▶ [OBJECTIVE]: List each line of the data that holds the word "styles".

▶ [MATERIAL]:

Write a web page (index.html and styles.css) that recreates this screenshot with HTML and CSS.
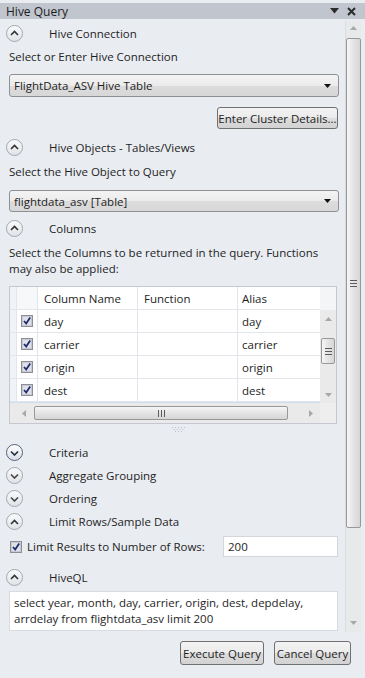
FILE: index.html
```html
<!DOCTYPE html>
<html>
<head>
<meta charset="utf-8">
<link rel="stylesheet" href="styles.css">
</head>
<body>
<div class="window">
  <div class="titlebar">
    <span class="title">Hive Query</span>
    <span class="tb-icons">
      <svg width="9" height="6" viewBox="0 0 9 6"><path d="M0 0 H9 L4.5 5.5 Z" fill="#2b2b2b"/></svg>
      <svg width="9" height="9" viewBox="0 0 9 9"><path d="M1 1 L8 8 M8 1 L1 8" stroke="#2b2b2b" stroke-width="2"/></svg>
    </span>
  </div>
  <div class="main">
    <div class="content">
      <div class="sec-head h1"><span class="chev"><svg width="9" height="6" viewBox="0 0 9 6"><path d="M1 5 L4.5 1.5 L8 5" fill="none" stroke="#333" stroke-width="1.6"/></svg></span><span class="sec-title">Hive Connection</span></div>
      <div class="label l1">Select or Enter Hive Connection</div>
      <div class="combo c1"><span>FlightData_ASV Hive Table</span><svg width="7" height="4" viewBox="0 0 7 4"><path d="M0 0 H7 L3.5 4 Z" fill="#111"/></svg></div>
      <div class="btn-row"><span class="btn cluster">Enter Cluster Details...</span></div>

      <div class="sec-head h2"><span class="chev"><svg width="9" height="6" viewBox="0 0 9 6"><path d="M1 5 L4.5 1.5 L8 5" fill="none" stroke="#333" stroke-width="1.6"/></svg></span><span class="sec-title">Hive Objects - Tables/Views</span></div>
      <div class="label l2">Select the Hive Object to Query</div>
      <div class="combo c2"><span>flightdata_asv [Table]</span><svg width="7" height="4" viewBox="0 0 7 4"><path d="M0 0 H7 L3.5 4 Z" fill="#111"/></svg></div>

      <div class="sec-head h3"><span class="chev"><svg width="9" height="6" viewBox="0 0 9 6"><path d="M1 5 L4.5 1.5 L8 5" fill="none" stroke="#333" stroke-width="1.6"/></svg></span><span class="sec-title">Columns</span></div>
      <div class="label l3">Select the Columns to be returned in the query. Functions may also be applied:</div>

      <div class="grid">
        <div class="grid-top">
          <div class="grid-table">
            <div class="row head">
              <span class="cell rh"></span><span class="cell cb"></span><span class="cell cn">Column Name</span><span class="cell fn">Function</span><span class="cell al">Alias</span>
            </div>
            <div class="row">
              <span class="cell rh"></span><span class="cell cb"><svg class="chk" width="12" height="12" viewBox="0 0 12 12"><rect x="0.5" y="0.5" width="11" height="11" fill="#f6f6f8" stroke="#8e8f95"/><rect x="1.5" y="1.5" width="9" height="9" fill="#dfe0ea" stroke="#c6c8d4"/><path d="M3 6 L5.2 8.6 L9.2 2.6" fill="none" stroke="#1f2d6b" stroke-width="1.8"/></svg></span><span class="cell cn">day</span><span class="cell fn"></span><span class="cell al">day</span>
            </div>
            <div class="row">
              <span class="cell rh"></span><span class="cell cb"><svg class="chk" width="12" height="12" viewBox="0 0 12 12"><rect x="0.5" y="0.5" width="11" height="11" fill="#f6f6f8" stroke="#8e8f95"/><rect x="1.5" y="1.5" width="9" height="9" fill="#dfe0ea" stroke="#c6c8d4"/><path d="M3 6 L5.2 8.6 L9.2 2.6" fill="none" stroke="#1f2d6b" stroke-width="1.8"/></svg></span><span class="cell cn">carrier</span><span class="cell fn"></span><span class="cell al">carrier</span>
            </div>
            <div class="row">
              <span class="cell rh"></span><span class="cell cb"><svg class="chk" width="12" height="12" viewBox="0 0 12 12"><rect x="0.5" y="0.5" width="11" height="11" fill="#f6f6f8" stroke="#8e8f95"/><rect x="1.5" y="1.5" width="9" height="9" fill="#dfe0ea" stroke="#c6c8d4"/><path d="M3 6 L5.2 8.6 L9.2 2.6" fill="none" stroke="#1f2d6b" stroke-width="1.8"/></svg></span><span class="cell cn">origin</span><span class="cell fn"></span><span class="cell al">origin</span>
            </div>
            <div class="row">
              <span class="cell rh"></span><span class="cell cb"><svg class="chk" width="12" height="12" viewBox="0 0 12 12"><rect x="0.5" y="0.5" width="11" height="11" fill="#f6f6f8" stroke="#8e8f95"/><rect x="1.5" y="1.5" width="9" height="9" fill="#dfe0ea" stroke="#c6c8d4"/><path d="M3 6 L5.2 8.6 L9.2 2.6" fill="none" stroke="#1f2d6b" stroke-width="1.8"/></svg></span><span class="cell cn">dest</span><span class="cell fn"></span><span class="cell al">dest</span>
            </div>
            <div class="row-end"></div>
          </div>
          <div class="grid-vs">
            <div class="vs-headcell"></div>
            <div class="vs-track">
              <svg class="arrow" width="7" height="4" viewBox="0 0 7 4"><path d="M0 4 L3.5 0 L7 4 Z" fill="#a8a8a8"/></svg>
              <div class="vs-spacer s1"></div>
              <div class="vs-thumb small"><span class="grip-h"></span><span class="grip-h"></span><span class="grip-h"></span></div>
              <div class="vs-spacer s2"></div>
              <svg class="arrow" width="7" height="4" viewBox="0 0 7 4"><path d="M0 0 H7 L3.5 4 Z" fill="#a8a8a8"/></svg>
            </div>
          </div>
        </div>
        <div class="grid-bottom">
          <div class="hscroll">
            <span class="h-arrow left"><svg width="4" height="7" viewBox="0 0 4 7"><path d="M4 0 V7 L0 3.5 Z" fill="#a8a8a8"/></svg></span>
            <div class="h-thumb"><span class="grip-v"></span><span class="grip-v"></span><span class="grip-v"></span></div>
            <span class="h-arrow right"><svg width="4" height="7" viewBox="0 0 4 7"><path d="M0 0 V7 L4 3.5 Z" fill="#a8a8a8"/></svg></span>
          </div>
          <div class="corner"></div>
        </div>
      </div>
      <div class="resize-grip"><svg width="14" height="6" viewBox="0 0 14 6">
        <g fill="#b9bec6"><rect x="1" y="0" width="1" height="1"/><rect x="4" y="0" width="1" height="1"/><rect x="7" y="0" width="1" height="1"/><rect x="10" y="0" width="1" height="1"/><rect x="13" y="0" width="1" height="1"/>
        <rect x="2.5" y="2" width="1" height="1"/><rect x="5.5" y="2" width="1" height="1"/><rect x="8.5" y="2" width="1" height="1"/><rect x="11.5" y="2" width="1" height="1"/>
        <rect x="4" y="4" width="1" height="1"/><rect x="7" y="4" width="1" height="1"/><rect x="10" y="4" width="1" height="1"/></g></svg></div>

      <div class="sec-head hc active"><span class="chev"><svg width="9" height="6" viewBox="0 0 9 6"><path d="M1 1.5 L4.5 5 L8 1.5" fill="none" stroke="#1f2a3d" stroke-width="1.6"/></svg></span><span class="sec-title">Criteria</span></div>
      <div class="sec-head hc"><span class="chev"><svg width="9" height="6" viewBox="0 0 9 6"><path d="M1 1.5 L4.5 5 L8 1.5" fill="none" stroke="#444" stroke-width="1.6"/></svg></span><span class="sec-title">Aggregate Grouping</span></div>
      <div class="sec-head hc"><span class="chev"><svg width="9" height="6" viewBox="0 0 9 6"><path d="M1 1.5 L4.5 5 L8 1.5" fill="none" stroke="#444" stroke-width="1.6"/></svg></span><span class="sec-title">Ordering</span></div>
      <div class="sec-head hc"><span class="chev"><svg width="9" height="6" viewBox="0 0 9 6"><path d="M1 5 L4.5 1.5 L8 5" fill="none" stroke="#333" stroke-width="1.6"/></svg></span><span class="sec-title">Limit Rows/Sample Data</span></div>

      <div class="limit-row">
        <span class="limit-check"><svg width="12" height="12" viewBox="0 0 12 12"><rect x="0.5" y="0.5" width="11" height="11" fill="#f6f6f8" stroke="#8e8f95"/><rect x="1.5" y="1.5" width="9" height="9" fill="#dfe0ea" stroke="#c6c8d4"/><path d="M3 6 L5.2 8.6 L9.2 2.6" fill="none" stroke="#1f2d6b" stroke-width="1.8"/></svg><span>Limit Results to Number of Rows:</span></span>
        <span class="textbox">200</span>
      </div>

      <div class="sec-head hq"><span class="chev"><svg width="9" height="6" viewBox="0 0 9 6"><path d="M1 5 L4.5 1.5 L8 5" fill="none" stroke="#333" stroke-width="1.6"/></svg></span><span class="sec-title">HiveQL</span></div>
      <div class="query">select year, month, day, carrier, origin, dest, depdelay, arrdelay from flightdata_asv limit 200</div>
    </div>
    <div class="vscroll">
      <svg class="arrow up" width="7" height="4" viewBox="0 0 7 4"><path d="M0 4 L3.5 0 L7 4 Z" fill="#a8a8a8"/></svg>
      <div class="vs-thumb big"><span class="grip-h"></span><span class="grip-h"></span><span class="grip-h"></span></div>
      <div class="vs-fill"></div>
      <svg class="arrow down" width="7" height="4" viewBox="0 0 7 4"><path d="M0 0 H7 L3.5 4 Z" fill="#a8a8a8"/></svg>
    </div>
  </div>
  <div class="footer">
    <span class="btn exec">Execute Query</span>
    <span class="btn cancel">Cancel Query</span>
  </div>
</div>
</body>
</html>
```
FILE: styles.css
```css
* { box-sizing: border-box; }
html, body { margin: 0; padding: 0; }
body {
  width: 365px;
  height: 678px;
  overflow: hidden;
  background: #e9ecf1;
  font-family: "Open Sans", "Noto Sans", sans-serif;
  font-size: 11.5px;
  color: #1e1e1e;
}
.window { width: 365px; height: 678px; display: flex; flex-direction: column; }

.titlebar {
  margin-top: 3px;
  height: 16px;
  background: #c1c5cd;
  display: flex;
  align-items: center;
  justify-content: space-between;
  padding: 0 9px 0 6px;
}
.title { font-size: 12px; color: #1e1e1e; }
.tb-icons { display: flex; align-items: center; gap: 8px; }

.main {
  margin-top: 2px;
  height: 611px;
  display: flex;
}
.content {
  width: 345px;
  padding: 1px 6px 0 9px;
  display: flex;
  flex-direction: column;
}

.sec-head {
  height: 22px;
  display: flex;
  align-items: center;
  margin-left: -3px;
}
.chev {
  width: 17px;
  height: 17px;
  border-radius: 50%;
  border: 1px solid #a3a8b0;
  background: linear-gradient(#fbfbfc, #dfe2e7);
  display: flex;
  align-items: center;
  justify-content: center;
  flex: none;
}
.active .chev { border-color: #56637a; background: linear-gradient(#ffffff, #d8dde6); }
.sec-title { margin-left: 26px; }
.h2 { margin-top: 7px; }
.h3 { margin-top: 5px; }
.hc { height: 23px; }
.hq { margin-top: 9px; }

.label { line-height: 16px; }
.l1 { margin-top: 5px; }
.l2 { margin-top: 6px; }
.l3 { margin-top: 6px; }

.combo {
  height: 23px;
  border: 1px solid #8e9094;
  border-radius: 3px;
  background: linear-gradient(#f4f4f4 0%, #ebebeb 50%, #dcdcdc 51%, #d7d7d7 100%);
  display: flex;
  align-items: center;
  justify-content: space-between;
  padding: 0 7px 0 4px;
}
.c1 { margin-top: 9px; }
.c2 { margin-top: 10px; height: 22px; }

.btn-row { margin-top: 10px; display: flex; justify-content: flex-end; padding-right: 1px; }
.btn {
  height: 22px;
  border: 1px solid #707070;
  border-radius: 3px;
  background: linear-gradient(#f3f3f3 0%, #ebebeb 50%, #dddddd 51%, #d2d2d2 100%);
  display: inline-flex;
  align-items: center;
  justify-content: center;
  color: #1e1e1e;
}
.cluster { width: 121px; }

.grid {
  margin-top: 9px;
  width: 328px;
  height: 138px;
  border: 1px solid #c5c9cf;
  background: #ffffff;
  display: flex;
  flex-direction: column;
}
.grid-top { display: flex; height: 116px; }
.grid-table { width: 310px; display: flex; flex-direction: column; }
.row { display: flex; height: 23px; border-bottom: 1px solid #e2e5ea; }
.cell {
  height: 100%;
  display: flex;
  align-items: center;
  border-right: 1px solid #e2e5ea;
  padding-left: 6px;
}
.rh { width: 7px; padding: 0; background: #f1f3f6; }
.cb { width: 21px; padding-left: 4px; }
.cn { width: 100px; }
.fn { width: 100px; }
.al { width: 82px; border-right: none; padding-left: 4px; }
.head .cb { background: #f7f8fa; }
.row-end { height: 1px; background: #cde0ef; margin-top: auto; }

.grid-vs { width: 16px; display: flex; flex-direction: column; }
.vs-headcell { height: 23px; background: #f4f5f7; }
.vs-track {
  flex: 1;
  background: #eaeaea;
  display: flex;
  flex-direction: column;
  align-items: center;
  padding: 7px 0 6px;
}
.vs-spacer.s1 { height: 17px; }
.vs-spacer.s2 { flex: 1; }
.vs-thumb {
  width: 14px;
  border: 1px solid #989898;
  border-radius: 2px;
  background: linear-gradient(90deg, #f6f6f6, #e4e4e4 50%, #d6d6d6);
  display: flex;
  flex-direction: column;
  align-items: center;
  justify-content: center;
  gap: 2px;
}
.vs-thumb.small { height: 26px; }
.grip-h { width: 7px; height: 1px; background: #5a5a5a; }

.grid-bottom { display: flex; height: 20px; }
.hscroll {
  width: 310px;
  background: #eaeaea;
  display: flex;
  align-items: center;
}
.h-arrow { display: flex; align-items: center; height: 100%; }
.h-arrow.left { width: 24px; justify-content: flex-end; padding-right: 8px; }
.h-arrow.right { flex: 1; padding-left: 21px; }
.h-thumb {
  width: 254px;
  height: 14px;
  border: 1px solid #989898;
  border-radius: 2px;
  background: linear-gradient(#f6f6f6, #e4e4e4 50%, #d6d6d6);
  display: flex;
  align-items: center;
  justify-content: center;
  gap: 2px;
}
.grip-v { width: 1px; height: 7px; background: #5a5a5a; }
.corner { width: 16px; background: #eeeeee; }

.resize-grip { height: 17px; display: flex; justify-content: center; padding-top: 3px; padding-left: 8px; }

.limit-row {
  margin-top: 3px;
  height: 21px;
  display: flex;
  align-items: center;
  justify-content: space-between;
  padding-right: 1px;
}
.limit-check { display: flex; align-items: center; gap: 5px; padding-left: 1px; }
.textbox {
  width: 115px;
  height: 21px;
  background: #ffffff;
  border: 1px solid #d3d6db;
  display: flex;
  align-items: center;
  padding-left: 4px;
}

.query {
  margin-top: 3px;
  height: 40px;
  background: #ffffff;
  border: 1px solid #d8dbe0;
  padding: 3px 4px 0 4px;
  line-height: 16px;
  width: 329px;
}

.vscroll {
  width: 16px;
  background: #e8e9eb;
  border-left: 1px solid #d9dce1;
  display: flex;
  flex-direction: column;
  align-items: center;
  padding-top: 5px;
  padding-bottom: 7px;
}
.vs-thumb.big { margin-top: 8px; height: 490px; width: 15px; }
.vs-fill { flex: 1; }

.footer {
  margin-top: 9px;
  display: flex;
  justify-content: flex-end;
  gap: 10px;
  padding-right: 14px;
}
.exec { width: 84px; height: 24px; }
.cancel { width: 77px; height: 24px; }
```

▶ [EXPECTED ANSWER]:
Write a web page (index.html and styles.css) that recreates this screenshot with HTML and CSS.
<link rel="stylesheet" href="styles.css">
FILE: styles.css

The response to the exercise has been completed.